● DIRECTIONS FOR THIS TASK: What is the number of lines containing "Output"? Give only that number.

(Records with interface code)
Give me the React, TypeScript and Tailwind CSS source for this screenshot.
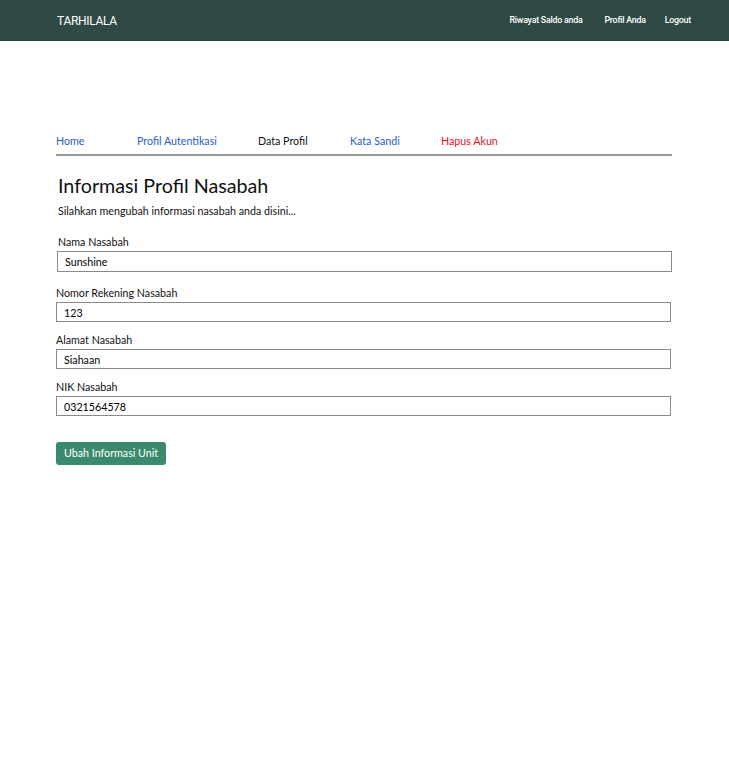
import React from "react";

const body = { fontFamily: "Lato, 'Noto Sans', sans-serif" };
const head = { fontFamily: "Roboto, 'Liberation Sans', sans-serif" };

function Field({ label, value, first }: { label: string; value: string; first?: boolean }) {
  return (
    <div className={first ? "ml-[1px]" : ""}>
      <div className={`text-[10.7px] leading-[16px] text-[#111] ${first ? "pl-[1px]" : ""}`}>{label}</div>
      <input
        readOnly
        value={value}
        className={`mt-[1px] block w-[615px] ${first ? "h-[21px]" : "h-[20px]"} border border-[#8a8a8a] bg-white px-[7px] text-[10.7px] text-black outline-none`}
        style={body}
      />
    </div>
  );
}

export default function App() {
  return (
    <div className="min-h-[762px] w-full bg-white" style={body}>
      <header className="flex h-[41px] items-center justify-between bg-[#2f4a44] pl-[57px] pr-[38px]" style={head}>
        <span className="text-[12px] tracking-tight text-white">TARHILALA</span>
        <nav className="flex items-center text-[8.8px] font-medium tracking-tight text-white">
          <span className="mr-[22px]">Riwayat Saldo anda</span>
          <span className="mr-[19px]">Profil Anda</span>
          <span>Logout</span>
        </nav>
      </header>
      <main className="px-[56px] pt-[92px]">
        <div className="flex w-[616px] border-b-2 border-[#9a9a9a] pb-[5px] text-[10.7px] leading-[16px]">
          <span className="w-[81px] text-[#2a5cc4]">Home</span>
          <span className="w-[121px] text-[#2a5cc4]">Profil Autentikasi</span>
          <span className="w-[92px] text-[#111]">Data Profil</span>
          <span className="w-[91px] text-[#2a5cc4]">Kata Sandi</span>
          <span className="text-[#e0141e]">Hapus Akun</span>
        </div>
        <h1 className="mt-[18px] pl-[2px] text-[19.7px] leading-[24px] text-[#111]">Informasi Profil Nasabah</h1>
        <p className="mt-[5px] pl-[2px] text-[10.7px] leading-[16px] text-[#111]">
          Silahkan mengubah informasi nasabah anda disini...
        </p>
        <div className="mt-[15px]">
          <Field first label="Nama Nasabah" value="Sunshine" />
        </div>
        <div className="mt-[13px]">
          <Field label="Nomor Rekening Nasabah" value="123" />
        </div>
        <div className="mt-[10px]">
          <Field label="Alamat Nasabah" value="Siahaan" />
        </div>
        <div className="mt-[10px]">
          <Field label="NIK Nasabah" value="0321564578" />
        </div>
        <button className="mt-[26px] flex h-[23px] items-center rounded-[3px] bg-[#3b8a6d] px-[8px] text-[10.7px] text-white">
          Ubah Informasi Unit
        </button>
      </main>
    </div>
  );
}
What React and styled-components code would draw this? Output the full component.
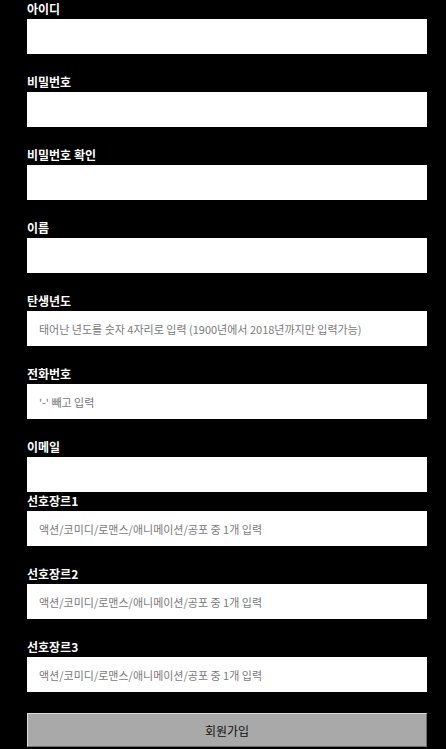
import React from "react";
import styled, { createGlobalStyle } from "styled-components";

const Global = createGlobalStyle`
  html, body { margin: 0; padding: 0; background: #000; }
  body { font-family: "Noto Sans CJK KR", "Noto Sans", sans-serif; }
`;

const Form = styled.form`
  width: 400px;
  padding: 0 0 0 27px;
  display: flex;
  flex-direction: column;
`;

const Field = styled.div`
  display: flex;
  flex-direction: column;
  margin-bottom: ${(p) => (p.$tight ? 0 : 19)}px;
`;

const Label = styled.label`
  display: block;
  height: 19px;
  box-sizing: border-box;
  padding-top: 1px;
  color: #fff;
  font-size: 12px;
  font-weight: 700;
  line-height: 15px;
`;

const Input = styled.input`
  box-sizing: border-box;
  width: 400px;
  height: 35px;
  border: none;
  outline: none;
  background: #fff;
  padding: 0 12px;
  font-family: "Noto Sans CJK KR", "Noto Sans", sans-serif;
  font-size: 11px;
  color: #222;
  &::placeholder { color: #7a7a7a; }
`;

const Submit = styled.button`
  box-sizing: border-box;
  margin-top: 2px;
  width: 400px;
  height: 34px;
  background: #a9a9a9;
  border: 1px solid;
  border-color: #dcdcdc #6e6e6e #6e6e6e #dcdcdc;
  font-family: "Noto Sans CJK KR", "Noto Sans", sans-serif;
  font-size: 12px;
  color: #111;
  padding: 0;
`;

const fields = [
  { label: "아이디", type: "text" },
  { label: "비밀번호", type: "password" },
  { label: "비밀번호 확인", type: "password" },
  { label: "이름", type: "text" },
  { label: "탄생년도", type: "text", ph: "태어난 년도를 숫자 4자리로 입력 (1900년에서 2018년까지만 입력가능)" },
  { label: "전화번호", type: "text", ph: "'-' 빼고 입력" },
  { label: "이메일", type: "text", tight: true },
  { label: "선호장르1", type: "text", ph: "액션/코미디/로맨스/애니메이션/공포 중 1개 입력" },
  { label: "선호장르2", type: "text", ph: "액션/코미디/로맨스/애니메이션/공포 중 1개 입력" },
  { label: "선호장르3", type: "text", ph: "액션/코미디/로맨스/애니메이션/공포 중 1개 입력" },
];

export default function App() {
  return (
    <>
      <Global />
      <Form onSubmit={(e) => e.preventDefault()}>
        {fields.map((f, i) => (
          <Field key={i} $tight={f.tight}>
            <Label htmlFor={`f${i}`}>{f.label}</Label>
            <Input id={`f${i}`} type={f.type} placeholder={f.ph || ""} />
          </Field>
        ))}
        <Submit type="submit">회원가입</Submit>
      </Form>
    </>
  );
}
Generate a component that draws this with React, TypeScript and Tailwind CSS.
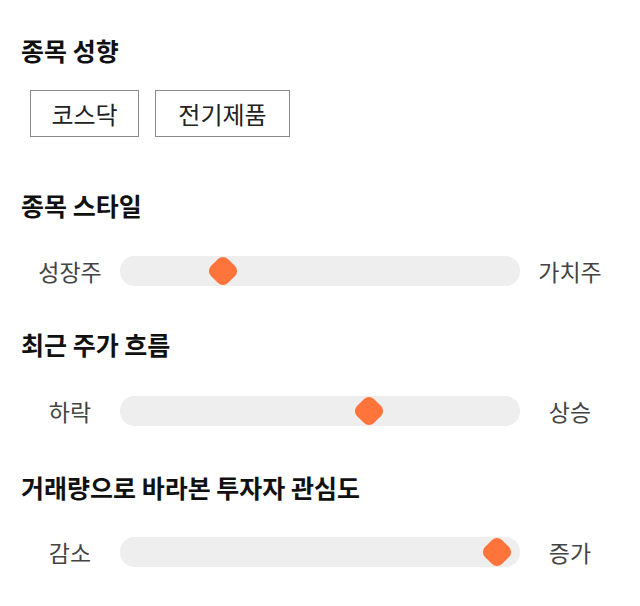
const font = "font-['Noto_Sans_CJK_KR',sans-serif]";

type SliderRowProps = {
  left: string;
  right: string;
  thumb: number; // thumb center, px from track start
};

function SliderRow({ left, right, thumb }: SliderRowProps) {
  return (
    <div className="flex h-[30px] items-center">
      <div className="w-[100px] text-center text-[23px] leading-[30px] text-[#444]">{left}</div>
      <div className="relative h-[30px] flex-1 rounded-[14px/15px] bg-[#eeeeee]">
        <div
          className="absolute top-[3px] h-[24px] w-[24px] rotate-45 rounded-[7px] bg-[#ff743a]"
          style={{ left: thumb - 12 }}
        />
      </div>
      <div className="w-[100px] text-center text-[23px] leading-[30px] text-[#444]">{right}</div>
    </div>
  );
}

function Title({ children, className = "" }: { children: string; className?: string }) {
  return (
    <h2 className={`pl-px text-[25px] font-bold leading-[32px] text-[#111] ${className}`}>{children}</h2>
  );
}

const tags = [
  { label: "코스닥", width: "w-[109px]" },
  { label: "전기제품", width: "w-[135px]" },
];

export default function App() {
  return (
    <div className={`h-[606px] w-[640px] bg-white px-[20px] pt-[34px] ${font}`}>
      <Title>종목 성향</Title>
      <div className="ml-[10px] mt-[24px] flex gap-[16px]">
        {tags.map((tag) => (
          <div
            key={tag.label}
            className={`h-[47px] border border-[#8a8a8a] text-center text-[24px] leading-[45px] text-[#222] ${tag.width}`}
          >
            {tag.label}
          </div>
        ))}
      </div>

      <Title className="mt-[52px]">종목 스타일</Title>
      <div className="mt-[35px]">
        <SliderRow left="성장주" right="가치주" thumb={103} />
      </div>

      <Title className="mt-[42px]">최근 주가 흐름</Title>
      <div className="mt-[36px]">
        <SliderRow left="하락" right="상승" thumb={249} />
      </div>

      <Title className="mt-[45px]">거래량으로 바라본 투자자 관심도</Title>
      <div className="mt-[34px]">
        <SliderRow left="감소" right="증가" thumb={377} />
      </div>
    </div>
  );
}
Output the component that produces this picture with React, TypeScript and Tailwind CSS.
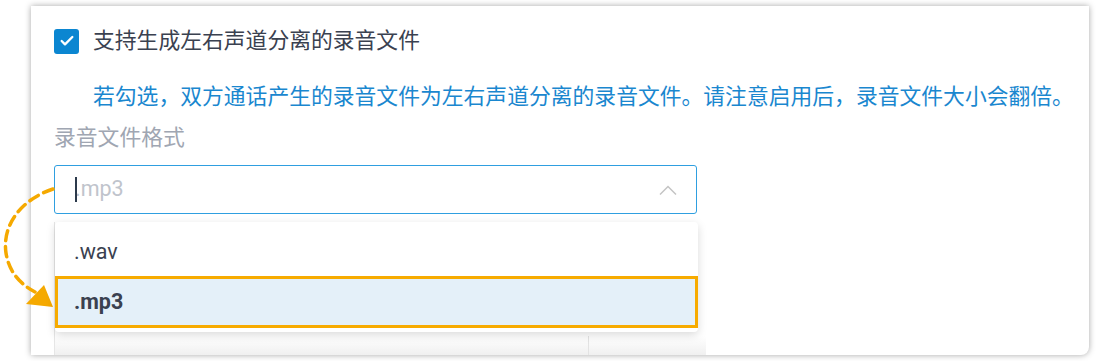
import { Check } from "lucide-react"

export default function App() {
  return (
    <div className="relative h-[361px] w-[1096px] overflow-hidden bg-white font-['Roboto','Noto_Sans_CJK_SC',sans-serif]">
      {/* Settings card */}
      <div className="relative ml-[31px] mt-[6px] h-[349px] w-[1058px] rounded-br-[8px] bg-white pl-[23px] pt-[23px] shadow-[0_0_6px_rgba(0,0,0,0.35)]">
        <div className="flex h-[24px] items-center gap-[14px]">
          <span className="flex h-[25px] w-[25px] items-center justify-center rounded-[3px] bg-[#0b86d1]">
            <Check className="h-[16px] w-[16px] text-white" strokeWidth={3.5} />
          </span>
          <span className="text-[21.8px] leading-[32px] text-[#3a4150]">支持生成左右声道分离的录音文件</span>
        </div>

        <p className="mt-[28px] pl-[39px] text-[21.8px] leading-[32px] text-[#1a87cf]">
          若勾选，双方通话产生的录音文件为左右声道分离的录音文件。请注意启用后，录音文件大小会翻倍。
        </p>

        <div className="mt-[9px] text-[21.8px] leading-[32px] text-[#a0a6b2]">录音文件格式</div>

        {/* Select */}
        <div className="relative mt-[11px] w-[643px]">
          <div className="relative flex h-[49px] items-center justify-between rounded-[3px] border border-[#2f9fe0] bg-white pl-[20px] pr-[19px]">
            <span className="text-[21.5px] text-[#c0c4cc]">.mp3</span>
            <span className="absolute left-[20px] top-[11px] h-[25px] w-[2px] bg-[#2c3a4c]" />
            <svg width="18" height="10" viewBox="0 0 18 10" fill="none" stroke="#c4c4c4" strokeWidth="1.5">
              <polyline points="1,9.5 9,1.5 17,9.5" />
            </svg>
          </div>

          {/* Table behind the menu */}
          <div className="mt-[8px] flex h-[133px] w-[652px] flex-col border-l border-[#e6e6e6]">
            <div className="flex-1" />
            <div className="relative flex h-[33px] items-start bg-white">
              <span className="ml-[20px] mt-[2px] h-[25px] w-[25px] rounded-[3px] border border-[#cfcfcf] bg-white" />
              <span className="ml-[460px] text-[16px] leading-[22px] text-[#3a4150]">2.15 s</span>
            </div>
            <div className="flex h-[19px] bg-gradient-to-b from-white to-[#f0f0f0]">
              <div className="w-[533px]" />
              <div className="border-l border-[#e3e3e3]" />
            </div>
          </div>

          {/* Dropdown menu */}
          <div className="absolute left-[1px] top-[57px] z-10 flex w-[643px] flex-col rounded-[4px] bg-white pb-[4px] pt-[7px] shadow-[0_3px_10px_rgba(0,0,0,0.15)]">
            <div className="flex h-[47px] items-center pl-[19px] text-[21.5px] text-[#3a4150]">.wav</div>
            <div className="flex h-[52px] items-center border-[3px] border-[#f7ab00] bg-[#e4f0f9] pl-[16px] text-[21.5px] font-bold text-[#3a4150]">
              .mp3
            </div>
          </div>
        </div>
      </div>

      {/* Dashed callout arrow */}
      <svg className="pointer-events-none absolute left-0 top-0" width="1096" height="361" fill="none">
        <path
          d="M53 189 C 20 200, 2 226, 6 253 C 9 272, 20 284, 35 292"
          stroke="#f5a900"
          strokeWidth="3.5"
          strokeDasharray="10 6"
          strokeLinecap="round"
        />
        <polygon points="44,285 53,307 26,304" fill="#f5a900" />
      </svg>
    </div>
  )
}
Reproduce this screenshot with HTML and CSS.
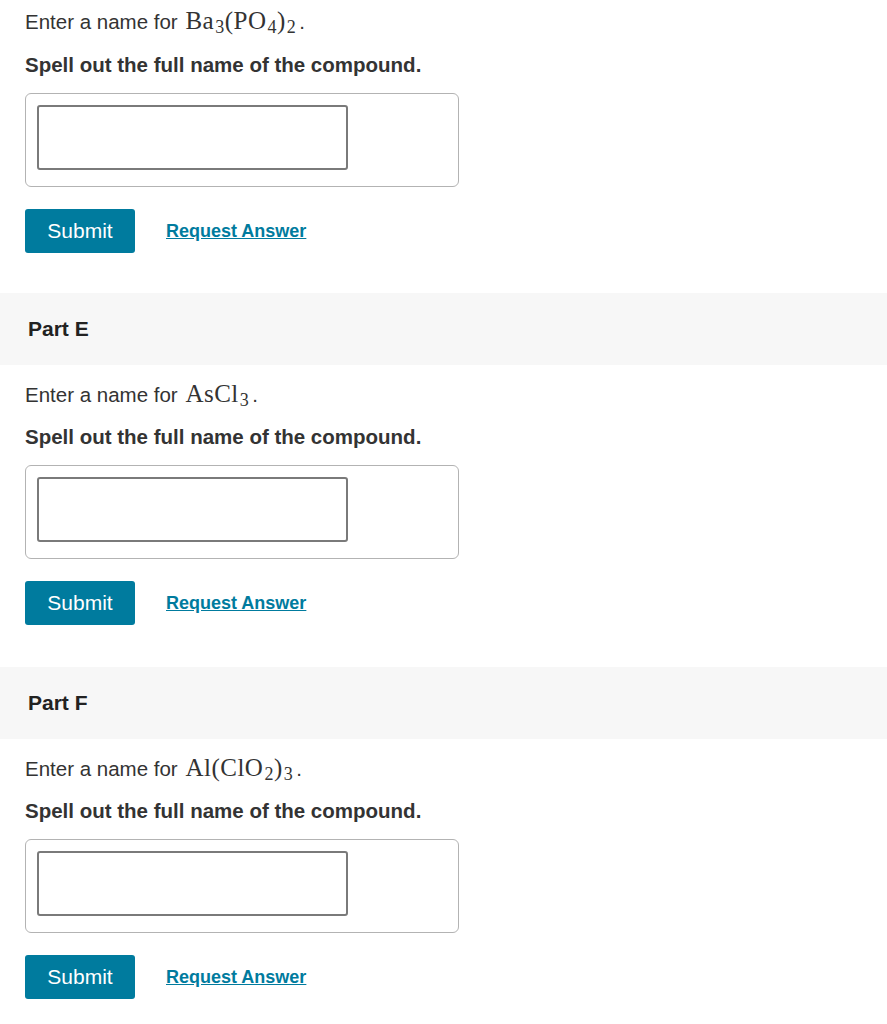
FILE: index.html
```html
<!DOCTYPE html>
<html lang="en">
<head>
    <meta charset="UTF-8">
    <title>Naming compounds</title>
    <link rel="stylesheet" href="styles.css">
</head>
<body>
    <section class="part part-first">
        <div class="part-body">
            <p class="prompt">Enter a name for <span class="math">Ba<sub>3</sub>(PO<sub>4</sub>)<sub>2</sub></span>.</p>
            <p class="instruction">Spell out the full name of the compound.</p>
            <div class="answer-box">
                <input type="text" class="answer-input" aria-label="Answer">
            </div>
            <div class="actions">
                <button class="submit-button">Submit</button>
                <a href="#" class="request-link">Request Answer</a>
            </div>
        </div>
    </section>

    <section class="part">
        <div class="part-header">Part E</div>
        <div class="part-body">
            <p class="prompt">Enter a name for <span class="math">AsCl<sub>3</sub></span>.</p>
            <p class="instruction">Spell out the full name of the compound.</p>
            <div class="answer-box">
                <input type="text" class="answer-input" aria-label="Answer">
            </div>
            <div class="actions">
                <button class="submit-button">Submit</button>
                <a href="#" class="request-link">Request Answer</a>
            </div>
        </div>
    </section>

    <section class="part">
        <div class="part-header">Part F</div>
        <div class="part-body">
            <p class="prompt">Enter a name for <span class="math">Al(ClO<sub>2</sub>)<sub>3</sub></span>.</p>
            <p class="instruction">Spell out the full name of the compound.</p>
            <div class="answer-box">
                <input type="text" class="answer-input" aria-label="Answer">
            </div>
            <div class="actions">
                <button class="submit-button">Submit</button>
                <a href="#" class="request-link">Request Answer</a>
            </div>
        </div>
    </section>
</body>
</html>
```

FILE: styles.css
```css
:root {
    --text-color: #333333;
    --accent-color: #007b9e;
    --band-color: #f7f7f7;
}

* {
    margin: 0;
    padding: 0;
    box-sizing: border-box;
    font-family: 'Liberation Sans', Arial, sans-serif;
}

body {
    background: white;
    color: var(--text-color);
    width: 887px;
}

.part-header {
    background-color: var(--band-color);
    height: 72px;
    display: flex;
    align-items: center;
    padding-left: 28px;
    font-size: 21px;
    font-weight: 700;
    color: #222;
}

.part-body {
    padding: 17px 25px 42px;
}

.part-first .part-body {
    padding-top: 8px;
    padding-bottom: 40px;
}

.prompt {
    font-size: 20.5px;
    line-height: 24px;
}

.part-first .prompt {
    line-height: 27px;
}

.math {
    font-family: 'Liberation Serif', 'Times New Roman', serif;
    font-size: 25px;
    line-height: 24px;
    letter-spacing: 0.5px;
    margin-left: 2px;
    margin-right: 3px;
}

.math sub {
    font-family: inherit;
    font-size: 18px;
    line-height: 0;
    vertical-align: -4px;
    margin-left: 1px;
}

.instruction {
    font-size: 20.5px;
    font-weight: 700;
    line-height: 24px;
    margin-top: 18px;
}

.answer-box {
    margin-top: 16px;
    width: 434px;
    height: 94px;
    border: 1px solid #b3b3b3;
    border-radius: 6px;
    padding: 11px;
}

.answer-input {
    display: block;
    width: 311px;
    height: 65px;
    border: 2px solid #7a7a7a;
    border-radius: 3px;
    font-size: 20px;
    padding: 0 8px;
    background: white;
}

.actions {
    margin-top: 22px;
    display: flex;
    align-items: center;
    gap: 31px;
}

.submit-button {
    width: 110px;
    height: 44px;
    background-color: var(--accent-color);
    color: white;
    border: none;
    border-radius: 3px;
    font-size: 21px;
}

.request-link {
    color: var(--accent-color);
    font-size: 18px;
    font-weight: 700;
    text-decoration: underline;
}
```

● WRITTEN RESPONSE: 2